Alan Moore wrote a novel so heavy even he can’t lift it

In an announcement that threatens to collapse the shelves of the few remaining bookstores scattered across the country, Alan Moore has completed work on the first draft of Jerusalem, a novel that clocks in at over 1 million words. To put that in context, Leo Tolstoy, quitter that he was, only managed to squeak out around 560,000 words for his famously thick War And Peace, suggesting that Jerusalem will prove almost twice as influential as that book.

In the works since 2008, Jerusalem takes place not in Jerusalem, but rather Moore’s hometown of Northampton, England, exploring the area’s history as filtered through Moore’s own fantastical perspective. In addition to requiring that people risk life and limb whenever they try and take it off the shelf, Moore will treat readers to a “Lucia Joyce chapter, which is completely incomprehensible … all written in a completely invented sub-Joycean text.” There will also be a chapter written in the form of a Samuel Beckett play, “a noir crime narrative based upon the Northampton pastor James Hervey,” and “a combination of the ghost story and the drug narrative.” If not driven mad by the process of reading it, the book should make one hell of a complicated doorstop.
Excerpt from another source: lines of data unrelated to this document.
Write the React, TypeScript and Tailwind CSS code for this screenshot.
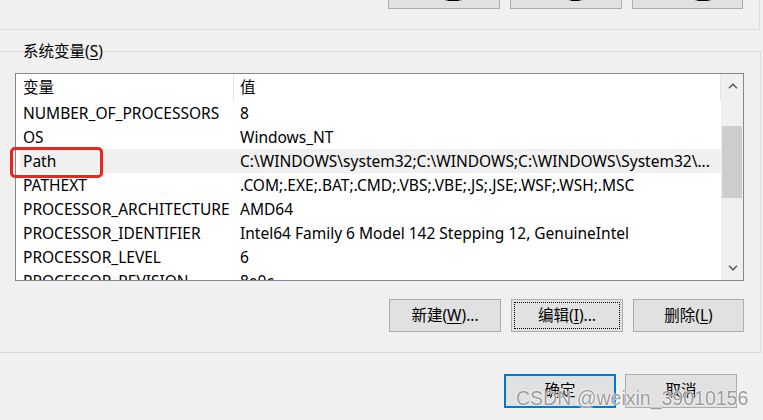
import React from 'react';

const font = { fontFamily: '"Noto Sans", "Noto Sans CJK SC", sans-serif' };

type Row = { name: string; value: string; selected?: boolean };

const rows: Row[] = [
    { name: 'NUMBER_OF_PROCESSORS', value: '8' },
    { name: 'OS', value: 'Windows_NT' },
    { name: 'Path', value: 'C:\\WINDOWS\\system32;C:\\WINDOWS;C:\\WINDOWS\\System32\\...', selected: true },
    { name: 'PATHEXT', value: '.COM;.EXE;.BAT;.CMD;.VBS;.VBE;.JS;.JSE;.WSF;.WSH;.MSC' },
    { name: 'PROCESSOR_ARCHITECTURE', value: 'AMD64' },
    { name: 'PROCESSOR_IDENTIFIER', value: 'Intel64 Family 6 Model 142 Stepping 12, GenuineIntel' },
    { name: 'PROCESSOR_LEVEL', value: '6' },
    { name: 'PROCESSOR_REVISION', value: '8e0c' },
];

const Btn = ({
    label,
    hot,
    rest,
    w = 'w-[112px]',
    focus,
}: {
    label: string;
    hot: string;
    rest: string;
    w?: string;
    focus?: boolean;
}) => (
    <button
        className={
            'h-[33px] shrink-0 bg-[#e1e1e1] border border-[#adadad] text-[15.5px] text-black flex items-center justify-center ' +
            w +
            (focus ? ' outline-1 outline-dotted outline-black outline-offset-[-4px]' : '')
        }
    >
        {label}(<span className="underline underline-offset-2">{hot}</span>){rest}
    </button>
);

const ChevronUp = () => (
    <svg width="10" height="6" viewBox="0 0 10 6">
        <path d="M1 5.2 L5 1.2 L9 5.2" fill="none" stroke="#606060" strokeWidth="1.6" />
    </svg>
);

const ChevronDown = () => (
    <svg width="10" height="6" viewBox="0 0 10 6">
        <path d="M1 0.8 L5 4.8 L9 0.8" fill="none" stroke="#606060" strokeWidth="1.6" />
    </svg>
);

export default function App() {
    return (
        <div className="relative w-[763px] h-[420px] overflow-hidden bg-[#f0f0f0] text-black" style={font}>
            {/* user variables group, mostly scrolled off */}
            <div className="w-[760px] h-[30px] overflow-hidden border-b border-r border-[#dcdcdc] flex justify-end pr-[16px]">
                <div className="-mt-[24px] flex gap-[10px]">
                    <Btn label="新建" hot="N" rest="..." />
                    <Btn label="编辑" hot="E" rest="..." />
                    <Btn label="删除" hot="D" rest="" w="w-[111px]" />
                </div>
            </div>

            {/* system variables */}
            <fieldset className="mt-[11px] w-[760px] border-t border-r border-b border-[#dcdcdc] pl-[15px] pr-[16px] pb-[20px]">
                <legend className="ml-[8px] text-[15.5px] leading-[20px]">
                    系统变量(<span className="underline underline-offset-2">S</span>)
                </legend>

                <div className="mt-[12px] w-[729px] h-[208px] border border-[#828790] bg-white flex">
                    <div className="flex-1 flex flex-col overflow-hidden text-[15.5px]">
                        <div className="h-[27px] shrink-0 flex">
                            <div className="w-[218px] shrink-0 pl-[7px] border-r border-[#e5e5e5] flex items-center">变量</div>
                            <div className="flex-1 pl-[6px] border-r border-[#e5e5e5] flex items-center">值</div>
                        </div>
                        {rows.map((r) => (
                            <div
                                key={r.name}
                                className={
                                    'h-[24px] shrink-0 flex items-center pt-[1px] whitespace-nowrap' +
                                    (r.selected ? ' bg-[#f0f0f0] shadow-[inset_4px_0_0_#fff]' : '')
                                }
                            >
                                <div className="w-[218px] shrink-0 pl-[7px] overflow-hidden">{r.name}</div>
                                <div className="flex-1 pl-[6px] overflow-hidden">{r.value}</div>
                            </div>
                        ))}
                    </div>
                    <div className="w-[22px] shrink-0 bg-[#f0f0f0] flex flex-col">
                        <div className="h-[24px] flex items-center justify-center pl-[1px]">
                            <ChevronUp />
                        </div>
                        <div className="flex-1 px-[1px] pt-[28px]">
                            <div className="h-[72px] bg-[#cdcdcd]" />
                        </div>
                        <div className="h-[24px] flex items-center justify-center pl-[1px]">
                            <ChevronDown />
                        </div>
                    </div>
                </div>

                <div className="mt-[18px] flex justify-end gap-[10px]">
                    <Btn label="新建" hot="W" rest="..." />
                    <Btn label="编辑" hot="I" rest="..." focus />
                    <Btn label="删除" hot="L" rest="" w="w-[111px]" />
                </div>
            </fieldset>

            <div className="mt-[21px] flex justify-end gap-[9px] pr-[26px]">
                <button className="w-[112px] h-[34px] bg-[#e1e1e1] border-2 border-[#0078d7] text-[15.5px]">确定</button>
                <button className="w-[112px] h-[34px] bg-[#e1e1e1] border border-[#adadad] text-[15.5px]">取消</button>
            </div>

            {/* annotation */}
            <div className="absolute left-[10px] top-[147px] w-[93px] h-[31px] border-[3px] border-[#e8281e] rounded-[5px]" />

            {/* watermark */}
            <div
                className="absolute left-[516px] top-[389px] text-[19.5px] leading-none text-[rgba(110,110,110,0.7)] [text-shadow:0_0_1px_#fff,0_0_1px_#fff,0_0_2px_#fff]"
                style={{ fontFamily: '"Liberation Sans", Arial, sans-serif' }}
            >
                CSDN @weixin_39010156
            </div>
        </div>
    );
}
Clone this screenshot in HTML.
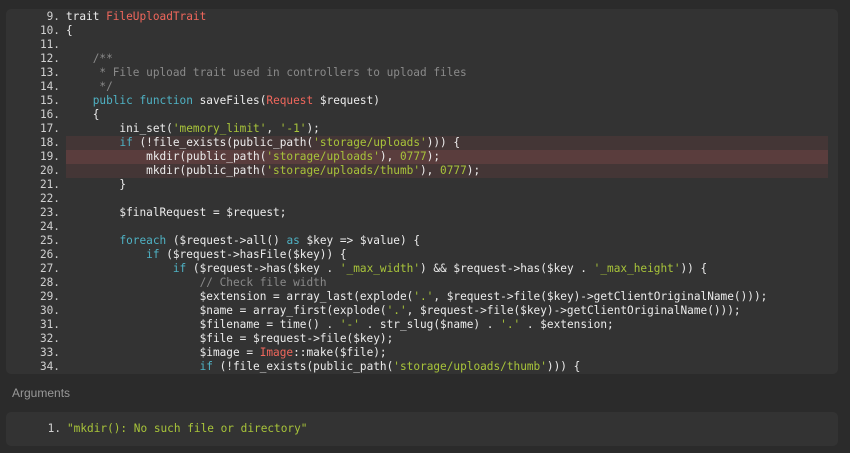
<!DOCTYPE html>
<html><head><style>
body{margin:0;width:850px;height:453px;background:#2b2b2b;overflow:hidden;font-family:"DejaVu Sans Mono",monospace;font-size:11.1px;color:#ececec}
.box{position:absolute;left:6px;top:9px;width:832px;height:365px;background:#333;border-radius:5px;overflow:hidden}
.l{position:absolute;left:0;height:14px;line-height:14px;white-space:pre;width:832px}
.n{position:absolute;left:0;width:54px;text-align:right;color:#d0d0d0}
.c{position:absolute;left:60px;width:762px;height:14px}
.h1 .c{background:#443636}.h2 .c{background:#5a3d3d}
.k{color:#4fb2c4}.s{color:#a8c43a}.t{color:#f0675c}.m{color:#8a8a8a}
.lab{position:absolute;left:12px;top:386px;color:#999;font-family:"Liberation Sans",sans-serif;font-size:12px}
.args{position:absolute;left:6px;top:412px;width:832px;height:34px;background:#333;border-radius:5px}
</style></head><body>
<div class="box">
<div class="l" style="top:1px"><span class="n"> 9.</span><span class="c">trait <span class="t">FileUploadTrait</span></span></div>
<div class="l" style="top:15px"><span class="n">10.</span><span class="c">{</span></div>
<div class="l" style="top:29px"><span class="n">11.</span><span class="c"></span></div>
<div class="l" style="top:43px"><span class="n">12.</span><span class="c">    <span class="m">/**</span></span></div>
<div class="l" style="top:57px"><span class="n">13.</span><span class="c"><span class="m">     * File upload trait used in controllers to upload files</span></span></div>
<div class="l" style="top:71px"><span class="n">14.</span><span class="c"><span class="m">     */</span></span></div>
<div class="l" style="top:85px"><span class="n">15.</span><span class="c">    <span class="k">public function</span> saveFiles(<span class="t">Request</span> $request)</span></div>
<div class="l" style="top:99px"><span class="n">16.</span><span class="c">    {</span></div>
<div class="l" style="top:113px"><span class="n">17.</span><span class="c">        ini_set(<span class="s">'memory_limit'</span>, <span class="s">'-1'</span>);</span></div>
<div class="l h1" style="top:127px"><span class="n">18.</span><span class="c">        <span class="k">if</span> (!file_exists(public_path(<span class="s">'storage/uploads'</span>))) {</span></div>
<div class="l h2" style="top:141px"><span class="n">19.</span><span class="c">            mkdir(public_path(<span class="s">'storage/uploads'</span>), <span class="s">0777</span>);</span></div>
<div class="l h1" style="top:155px"><span class="n">20.</span><span class="c">            mkdir(public_path(<span class="s">'storage/uploads/thumb'</span>), <span class="s">0777</span>);</span></div>
<div class="l" style="top:169px"><span class="n">21.</span><span class="c">        }</span></div>
<div class="l" style="top:183px"><span class="n">22.</span><span class="c"></span></div>
<div class="l" style="top:197px"><span class="n">23.</span><span class="c">        $finalRequest = $request;</span></div>
<div class="l" style="top:211px"><span class="n">24.</span><span class="c"></span></div>
<div class="l" style="top:225px"><span class="n">25.</span><span class="c">        <span class="k">foreach</span> ($request-&gt;all() <span class="k">as</span> $key =&gt; $value) {</span></div>
<div class="l" style="top:239px"><span class="n">26.</span><span class="c">            <span class="k">if</span> ($request-&gt;hasFile($key)) {</span></div>
<div class="l" style="top:253px"><span class="n">27.</span><span class="c">                <span class="k">if</span> ($request-&gt;has($key . <span class="s">'_max_width'</span>) &amp;&amp; $request-&gt;has($key . <span class="s">'_max_height'</span>)) {</span></div>
<div class="l" style="top:267px"><span class="n">28.</span><span class="c">                    <span class="m">// Check file width</span></span></div>
<div class="l" style="top:281px"><span class="n">29.</span><span class="c">                    $extension = array_last(explode(<span class="s">'.'</span>, $request-&gt;file($key)-&gt;getClientOriginalName()));</span></div>
<div class="l" style="top:295px"><span class="n">30.</span><span class="c">                    $name = array_first(explode(<span class="s">'.'</span>, $request-&gt;file($key)-&gt;getClientOriginalName()));</span></div>
<div class="l" style="top:309px"><span class="n">31.</span><span class="c">                    $filename = time() . <span class="s">'-'</span> . str_slug($name) . <span class="s">'.'</span> . $extension;</span></div>
<div class="l" style="top:323px"><span class="n">32.</span><span class="c">                    $file = $request-&gt;file($key);</span></div>
<div class="l" style="top:337px"><span class="n">33.</span><span class="c">                    $image = <span class="t">Image</span>::make($file);</span></div>
<div class="l" style="top:351px"><span class="n">34.</span><span class="c">                    <span class="k">if</span> (!file_exists(public_path(<span class="s">'storage/uploads/thumb'</span>))) {</span></div>
</div>
<div class="lab">Arguments</div>
<div class="args"><div class="l" style="top:10px"><span class="n" style="width:55px">1.</span><span class="c" style="left:61px"><span class="s">"mkdir(): No such file or directory"</span></span></div></div>
</body></html>
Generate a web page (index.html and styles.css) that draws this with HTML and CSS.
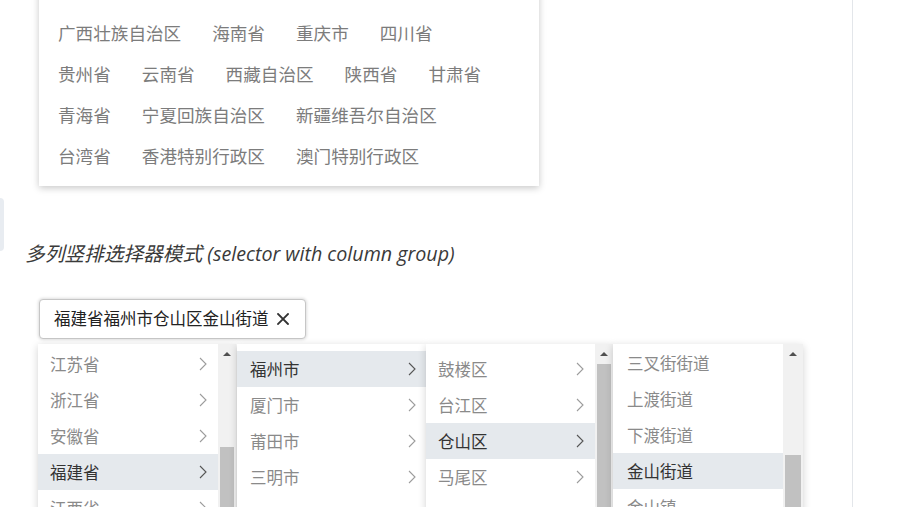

Moore, who has had his share of disagreements with the publishing industry, admits that any worthwhile editor would probably tell him to shave about two-thirds of the book, but they can’t, and anyway he didn’t write it for them, and also get off his lawn. “I doubt that Herman Melville had an editor—if he had, that editor would have told him to get rid of all that boring stuff about whaling: ‘Cut to the chase, Herman’,” Moore said. The book currently has no publisher, but when it is released, it’s recommended you do your back a kindness and get the ebook.